Un paramètre très important de tirage doit également être pris en compte pour assurer une bonne qualité cristalline : c’est la vitesse de rotation. La vitesse de rotation joue un rôle crucial sur l’interface de croissance. Il faut ajuster la vitesse de rotation de telle sorte que l’interface soit la plus plate possible, voire légèrement convexe.
Avantages et inconvénients
La technique Czochralski présente les avantages et les inconvénients suivants :
Avantages :
La croissance en surface libre accommode les variations de volume liées à la solidification.
Des cristaux de grandes dimensions et de très bonne qualité optique peuvent être obtenus.
La composition chimique est contrôlable.
Inconvénients :
Pollution éventuelle par le creuset.
Stries.
Méthode de cristallogenèse en flux
Principe
La méthode de croissance en flux est utilisée pour l’élaboration des monocristaux présentant au moins une des caractéristiques suivantes :
fusion non congruente,
température de fusion élevée,
tension de vapeur importante à la fusion,
transformation allotropique.
L’utilisation d’un flux comme solvant permet d’obtenir des cristaux d’un composé en dessous de son point de fusion. Le rôle principal du flux est d’abaisser la température de cristallisation du composé à élaborer et de former un diagramme de phase de type eutectique avec le cristal désiré (Figure 1.17). La détermination du diagramme d’équilibre entre le soluté A et le solvant B se fait par la technique d’analyse thermique différentielle :
La difficulté principale de cette méthode est le choix du flux. Celui-ci doit dissoudre une quantité importante de soluté sans réagir avec lui et de plus il ne doit pas réagir avec le creuset dans lequel a lieu la cristallisation. Les critères guidant le choix d’un flux sont :
un pouvoir dissolvant assez grand,
une inertie chimique vis à vis du composé à cristalliser,
une faible volatilité,
une faible viscosité pour limiter les problèmes de diffusion,
une température de fusion basse, très éloignée de sa température d’ébullition,
une grande solubilité dans l’eau ou dans un solvant courant dans le cas où il serait nécessaire d’éliminer le flux pour récupérer le cristal désiré.

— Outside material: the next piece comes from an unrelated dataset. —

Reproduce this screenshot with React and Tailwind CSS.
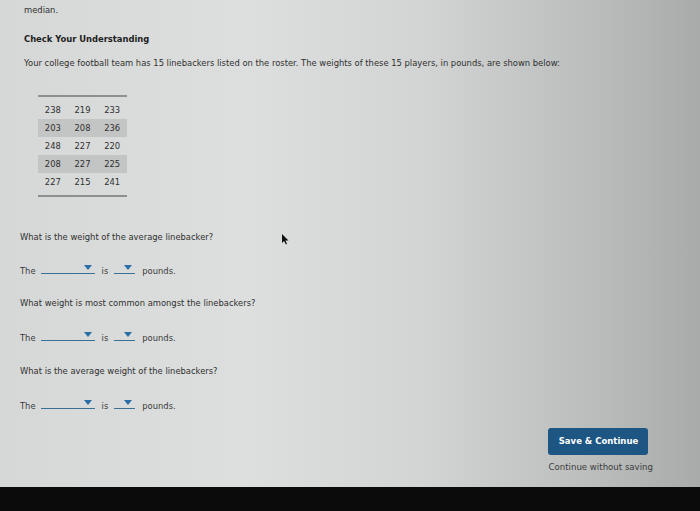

Les flux les plus couramment utilisés sont : l’oxyde de plomb, de baryum, de molybdène, de bore, de bismuth ou les fluorures de plomb, d’alcalino-terreux et d’alcalins [17].
Dispositif
Avant de se lancer dans une croissance en flux, il est nécessaire d’effectuer au préalable des tests de nucléation spontanée afin d’évaluer la faisabilité de la cristallogenèse. Le mélange du soluté et du flux est placé dans un creuset (Figure 1.18) puis fondu en le portant à une température supérieure à la température de fusion (d’environ 50 °C). La cristallisation du composé est obtenue par refroidissement lent. Le flux est dissous pour récupérer les cristaux.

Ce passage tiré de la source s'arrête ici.